The founders of the United States similarly believed that only certain people should be allowed to vote and elect officials. They chose to structure the United States as a representative democracy. This means that citizens elect officials, such as senators and representatives, who vote on behalf of the citizens they represent in Congress. It also means that instead of each individual citizen voting for president directly, a body called the Electoral College officially casts the votes of each state for the president. As in Athens, when the United States was founded, only white, landowning men were allowed to vote. Over time, however, all U.S. citizens over the age of 18 who have not been convicted of a felony have gained the right to vote.
US Presidents praise Ancient Greek ideals
Successive US Presidents have payed moving tributes to the contribution ancient Greece made to the ideas that shaped American Independence and western democracy.
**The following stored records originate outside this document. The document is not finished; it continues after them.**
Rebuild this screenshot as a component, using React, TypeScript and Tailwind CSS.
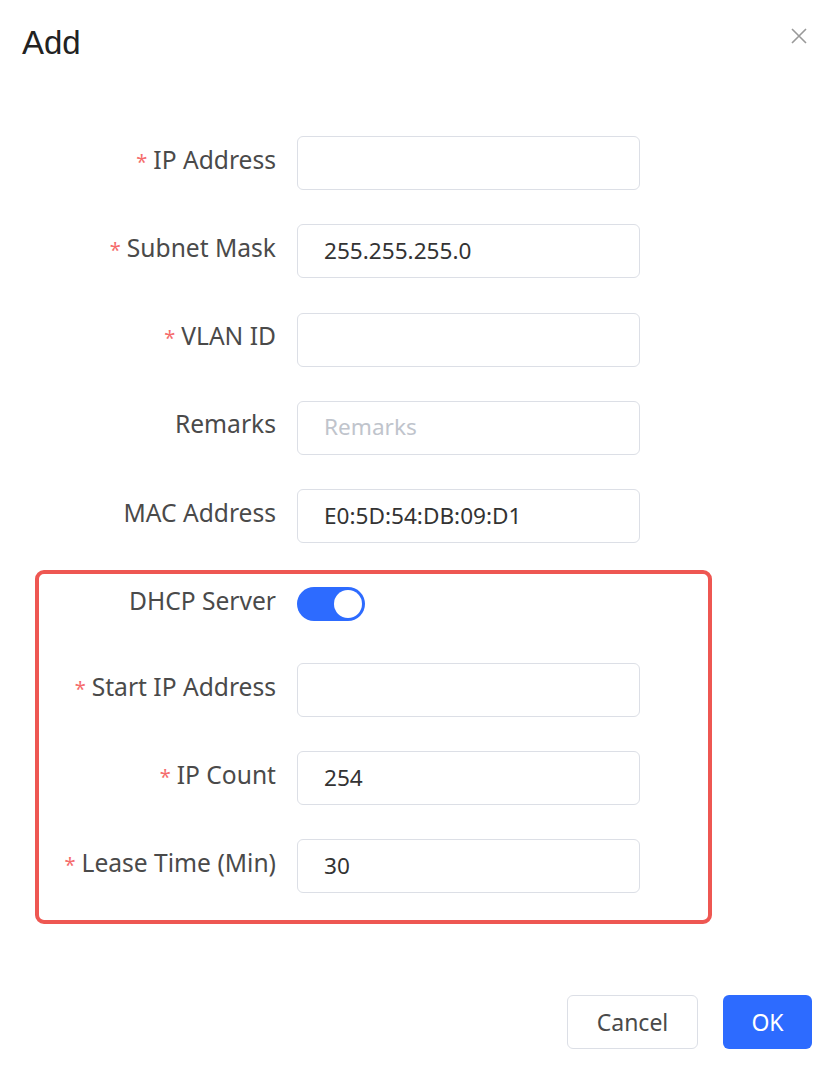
import React from 'react'

const FONT = { fontFamily: '"Noto Sans", "Open Sans", sans-serif' }

type Field = {
  label: string
  required?: boolean
  value?: string
  placeholder?: string
}

const TOP_FIELDS: Field[] = [
  { label: 'IP Address', required: true },
  { label: 'Subnet Mask', required: true, value: '255.255.255.0' },
  { label: 'VLAN ID', required: true },
  { label: 'Remarks', placeholder: 'Remarks' },
  { label: 'MAC Address', value: 'E0:5D:54:DB:09:D1' },
]

const DHCP_FIELDS: Field[] = [
  { label: 'Start IP Address', required: true },
  { label: 'IP Count', required: true, value: '254' },
  { label: 'Lease Time (Min)', required: true, value: '30' },
]

function Label({ field, width }: { field: Field; width: string }) {
  return (
    <div className={`${width} mb-[6px] shrink-0 text-right text-[24.6px] leading-none text-[#4a4a4a]`}>
      {field.required && <span className="mr-[6px] text-[20px] text-[#f56c6c]">*</span>}
      {field.label}
    </div>
  )
}

function Row({ field, width }: { field: Field; width: string }) {
  return (
    <div className="flex items-center">
      <Label field={field} width={width} />
      <div className="ml-[21px] flex h-[54px] w-[343px] items-center rounded-[6px] border border-[#dcdfe6] bg-white px-[26px] text-[22.6px] leading-none">
        {field.value ? (
          <span className="text-[#333]">{field.value}</span>
        ) : (
          <span className="text-[#c0c4cc]">{field.placeholder}</span>
        )}
      </div>
    </div>
  )
}

export default function App() {
  return (
    <div className="relative h-[1070px] w-[828px] bg-white" style={FONT}>
      {/* Header */}
      <div className="flex items-start justify-between pl-[22px] pr-[20px] pt-[26px]">
        <h1
          className="text-[33px] leading-none text-[#222]"
          style={{ fontFamily: '"Liberation Sans", Arial, sans-serif' }}
        >
          Add
        </h1>
        <svg width="18" height="18" viewBox="0 0 18 18" className="mt-[1px]">
          <path d="M2 2 L16 16 M16 2 L2 16" stroke="#999" strokeWidth="1.6" />
        </svg>
      </div>

      {/* Form */}
      <div className="mt-[77px] flex flex-col gap-[34.25px]">
        {TOP_FIELDS.map(f => (
          <Row key={f.label} field={f} width="w-[276px]" />
        ))}
      </div>

      {/* DHCP block */}
      <div className="ml-[35px] mt-[27px] w-[677px] rounded-[9px] border-4 border-[#ee5752] pb-[27px] pt-[13px]">
        <div className="flex items-center">
          <Label field={{ label: 'DHCP Server' }} width="w-[237px]" />
          <div className="ml-[21px] flex h-[34px] w-[68px] items-center justify-end rounded-full bg-[#2d6bff] pr-[3px]">
            <div className="h-[28px] w-[28px] rounded-full bg-white" />
          </div>
        </div>
        <div className="mt-[42px] flex flex-col gap-[34px]">
          {DHCP_FIELDS.map(f => (
            <Row key={f.label} field={f} width="w-[237px]" />
          ))}
        </div>
      </div>

      {/* Footer */}
      <div className="mt-[71px] flex justify-end gap-[25px] pr-[16px]">
        <button className="h-[54px] w-[131px] rounded-[6px] border border-[#dcdfe6] bg-white text-[23px] text-[#4a4a4a]">
          Cancel
        </button>
        <button className="h-[54px] w-[89px] rounded-[6px] bg-[#2d6bff] text-[23px] text-white">
          OK
        </button>
      </div>
    </div>
  )
}
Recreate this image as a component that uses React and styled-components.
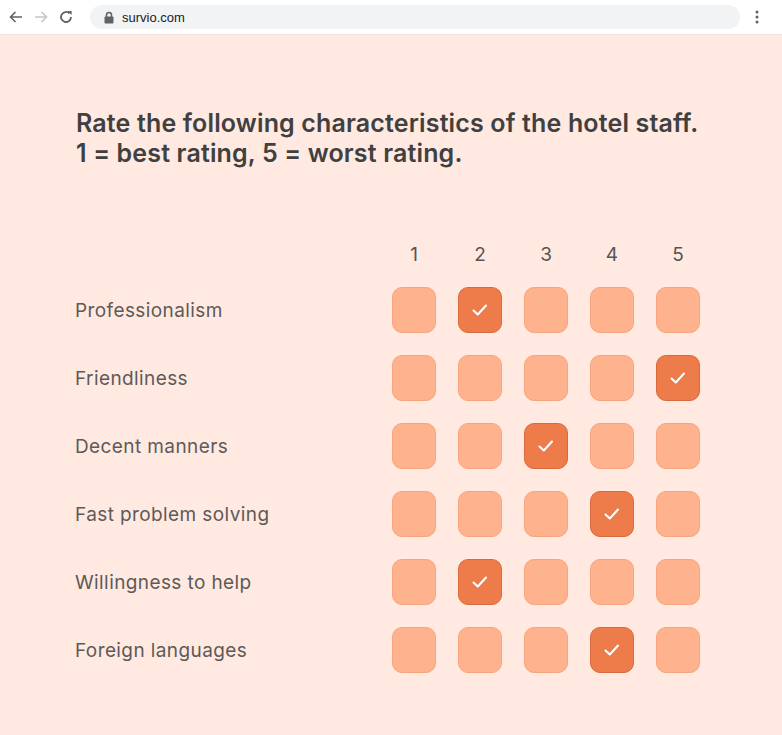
import React, { useState } from 'react';
import styled, { createGlobalStyle } from 'styled-components';

const GlobalStyle = createGlobalStyle`
  html, body {
    margin: 0;
    padding: 0;
    background: #ffe9e1;
    font-family: Inter, "Noto Sans", sans-serif;
  }
`;

const Browser = styled.div`
  height: 35px;
  background: #ffffff;
  display: flex;
  align-items: center;
  padding: 0 8px 0 8px;
  box-sizing: border-box;
  border-bottom: 1px solid #f3e3de;
`;

const NavIcons = styled.div`
  display: flex;
  align-items: center;
  gap: 9px;
  width: 82px;
`;

const AddressBar = styled.div`
  flex: 1;
  height: 24px;
  border-radius: 12px;
  background: #f1f3f4;
  display: flex;
  align-items: center;
  padding-left: 14px;
  gap: 8px;
  font-family: "Liberation Sans", Arial, sans-serif;
  font-size: 13px;
  color: #202124;
`;

const Menu = styled.div`
  width: 34px;
  display: flex;
  justify-content: center;
`;

const Page = styled.div`
  padding: 73px 0 40px 76px;
`;

const Title = styled.h1`
  margin: 0;
  font-size: 25px;
  line-height: 30px;
  font-weight: 600;
  color: #404040;
  letter-spacing: 0.15px;
`;

const Matrix = styled.div`
  margin-top: 75px;
  margin-left: -1px;
  display: grid;
  grid-template-columns: 295px repeat(5, 44px);
  column-gap: 22px;
  row-gap: 22px;
  align-items: center;
`;

const HeaderCell = styled.div`
  text-align: center;
  font-size: 19px;
  line-height: 24px;
  color: #555;
  margin-bottom: -2px;
`;

const Label = styled.div`
  font-size: 19px;
  color: #5e5a58;
  letter-spacing: 0.4px;
`;

const Box = styled.button`
  width: 44px;
  height: 46px;
  padding: 0;
  border-radius: 10px;
  box-sizing: border-box;
  border: 1px solid ${(p) => (p.$checked ? '#d96a3c' : '#f9a47c')};
  background: ${(p) => (p.$checked ? '#ee7c4b' : '#feb38e')};
  display: flex;
  align-items: center;
  justify-content: center;
  cursor: pointer;
`;

const rows = [
  ['Professionalism', 2],
  ['Friendliness', 5],
  ['Decent manners', 3],
  ['Fast problem solving', 4],
  ['Willingness to help', 2],
  ['Foreign languages', 4],
];

const Check = () => (
  <svg width="18" height="16" viewBox="0 0 18 16">
    <path d="M2.5 8.5 L6.8 12.5 L15 3.5" fill="none" stroke="#fff" strokeWidth="2" strokeLinecap="round" strokeLinejoin="round" />
  </svg>
);

export default function App() {
  const [values, setValues] = useState(rows.map((r) => r[1]));

  return (
    <>
      <GlobalStyle />
      <Browser>
        <NavIcons>
          <svg width="16" height="16" viewBox="0 0 16 16">
            <path d="M14 8 H2.5 M7.5 3 L2.5 8 L7.5 13" fill="none" stroke="#5f6368" strokeWidth="1.6" />
          </svg>
          <svg width="16" height="16" viewBox="0 0 16 16">
            <path d="M2 8 H13.5 M8.5 3 L13.5 8 L8.5 13" fill="none" stroke="#c4c7ca" strokeWidth="1.6" />
          </svg>
          <svg width="16" height="16" viewBox="0 0 16 16">
            <path d="M13 8 A5 5 0 1 1 11.5 4.4" fill="none" stroke="#5f6368" strokeWidth="1.8" />
            <path d="M9.5 2 H13.6 V6.1 Z" fill="#5f6368" />
          </svg>
        </NavIcons>
        <AddressBar>
          <svg width="10" height="13" viewBox="0 0 10 13">
            <path d="M2.5 6 V4 A2.5 2.5 0 0 1 7.5 4 V6" fill="none" stroke="#5f6368" strokeWidth="1.5" />
            <rect x="0.5" y="5.5" width="9" height="7" rx="1" fill="#5f6368" />
          </svg>
          survio.com
        </AddressBar>
        <Menu>
          <svg width="4" height="16" viewBox="0 0 4 16">
            <circle cx="2" cy="3" r="1.5" fill="#5f6368" />
            <circle cx="2" cy="8" r="1.5" fill="#5f6368" />
            <circle cx="2" cy="13" r="1.5" fill="#5f6368" />
          </svg>
        </Menu>
      </Browser>
      <Page>
        <Title>
          Rate the following characteristics of the hotel staff.
          <br />1 = best rating, 5 = worst rating.
        </Title>
        <Matrix>
          <div />
          {[1, 2, 3, 4, 5].map((n) => (
            <HeaderCell key={n}>{n}</HeaderCell>
          ))}
          {rows.map(([label], i) => (
            <React.Fragment key={label}>
              <Label>{label}</Label>
              {[1, 2, 3, 4, 5].map((n) => (
                <Box
                  key={n}
                  $checked={values[i] === n}
                  onClick={() => setValues(values.map((v, j) => (j === i ? n : v)))}
                >
                  {values[i] === n && <Check />}
                </Box>
              ))}
            </React.Fragment>
          ))}
        </Matrix>
      </Page>
    </>
  );
}
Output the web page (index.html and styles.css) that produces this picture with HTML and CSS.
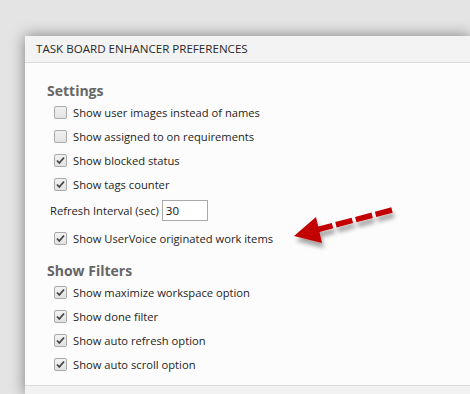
FILE: index.html
```html
<!DOCTYPE html>
<html lang="en">
<head>
    <meta charset="UTF-8">
    <title>Task Board Enhancer Preferences</title>
    <link rel="stylesheet" href="styles.css">
</head>
<body>
    <div class="dialog">
        <div class="dialog-header">TASK BOARD ENHANCER PREFERENCES</div>

        <div class="dialog-body">
            <h2>Settings</h2>
            <label class="option"><input type="checkbox"> Show user images instead of names</label>
            <label class="option"><input type="checkbox"> Show assigned to on requirements</label>
            <label class="option"><input type="checkbox" checked> Show blocked status</label>
            <label class="option"><input type="checkbox" checked> Show tags counter</label>
            <div class="interval">
                <span>Refresh Interval (sec)</span>
                <input type="text" value="30">
            </div>
            <label class="option uservoice"><input type="checkbox" checked> Show UserVoice originated work items</label>

            <h2 class="filters">Show Filters</h2>
            <label class="option"><input type="checkbox" checked> Show maximize workspace option</label>
            <label class="option"><input type="checkbox" checked> Show done filter</label>
            <label class="option"><input type="checkbox" checked> Show auto refresh option</label>
            <label class="option"><input type="checkbox" checked> Show auto scroll option</label>
        </div>

        <div class="dialog-footer"></div>
    </div>

    <!-- callout arrow -->
    <svg class="arrow" width="120" height="60" viewBox="280 195 120 60">
        <defs>
            <filter id="shadow" x="-20%" y="-40%" width="150%" height="200%">
                <feDropShadow dx="2" dy="5" stdDeviation="2.2" flood-color="#000" flood-opacity="0.35"/>
            </filter>
        </defs>
        <g filter="url(#shadow)">
            <line x1="392" y1="210" x2="318" y2="229.5" stroke="#c20000" stroke-width="5.5" stroke-dasharray="17 3.5"/>
            <polygon points="294,236 316,217 322,243" fill="#c20000"/>
        </g>
    </svg>
</body>
</html>
```

FILE: styles.css
```css
body {
    margin: 0;
    height: 394px;
    overflow: hidden;
    position: relative;
    background: #e4e4e4;
    font-family: 'Segoe UI', 'Open Sans', sans-serif;
    font-size: 11.2px;
    color: #1e1e1e;
}

.dialog {
    margin: 36px 0 0 25px;
    width: 445px;
    background: #fcfcfc;
    box-shadow: 0 0 14px rgba(0,0,0,0.45);
}

.dialog-header {
    height: 26px;
    line-height: 26px;
    padding-left: 11px;
    background: #f3f3f3;
    border-bottom: 1px solid #dcdcdc;
    color: #2a2a2a;
    font-size: 11.6px;
}

.dialog-body {
    padding: 19px 0 9px 22px;
}

h2 {
    margin: 0;
    font-size: 14px;
    line-height: 18px;
    font-weight: bold;
    color: #666;
}

h2.filters {
    margin-top: 12px;
}

.option {
    display: flex;
    align-items: center;
    height: 24px;
    padding-left: 7px;
}

.option input {
    appearance: none;
    -webkit-appearance: none;
    width: 13px;
    height: 13px;
    margin: 0 6px 0 0;
    border: 1px solid #a9a9a9;
    border-radius: 2px;
    background: linear-gradient(#f2f2f2, #e2e2e2);
    box-sizing: border-box;
}

.option input:checked {
    background: url("data:image/svg+xml,%3Csvg xmlns='http://www.w3.org/2000/svg' width='11' height='11'%3E%3Cpath d='M2 5.5 L4.3 8 L9 2.5' fill='none' stroke='%23444' stroke-width='1.8'/%3E%3C/svg%3E") center no-repeat, linear-gradient(#f2f2f2, #e2e2e2);
}

.uservoice {
    margin-top: 2px;
}

.interval {
    display: flex;
    align-items: center;
    height: 28px;
    padding-left: 3px;
}

.interval input {
    width: 46px;
    height: 21px;
    margin-left: 3px;
    padding: 0 3px;
    border: 1px solid #a9a9a9;
    box-sizing: border-box;
    font-family: inherit;
    font-size: 11.5px;
    color: #111;
    background: white;
}

.dialog-footer {
    height: 9px;
    background: #f2f2f2;
    border-top: 1px solid #dcdcdc;
}

.arrow {
    position: absolute;
    left: 280px;
    top: 195px;
}
```
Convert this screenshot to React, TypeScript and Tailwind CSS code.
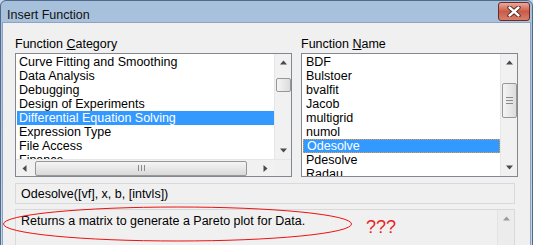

For his last foreign trip in November 2016, Barack Obama chose Athens. Standing on the Acropolis he said that with his visit he wanted to express his gratitude for all that Greece — “this small, great world” — has given to humanity through the ages.
“Our hearts have been moved by the tragedies of Aeschylus and Euripides. Our minds have been opened by the histories of Herodotus and Thucydides. Our understanding of the world and our place in it has been expanded by Socrates and Aristotle”, Obama said.
When he visited the Parthenon, “this symbol of western democracy,” he stressed that “our ideals about democracy our notions of citizenship, our notions of rule of law, began to develop here.”
Speaking in March 2019 in the White House, President Donald Trump said that “the U.S and the whole western civilization has been shaped by the achievements of the Greek people.”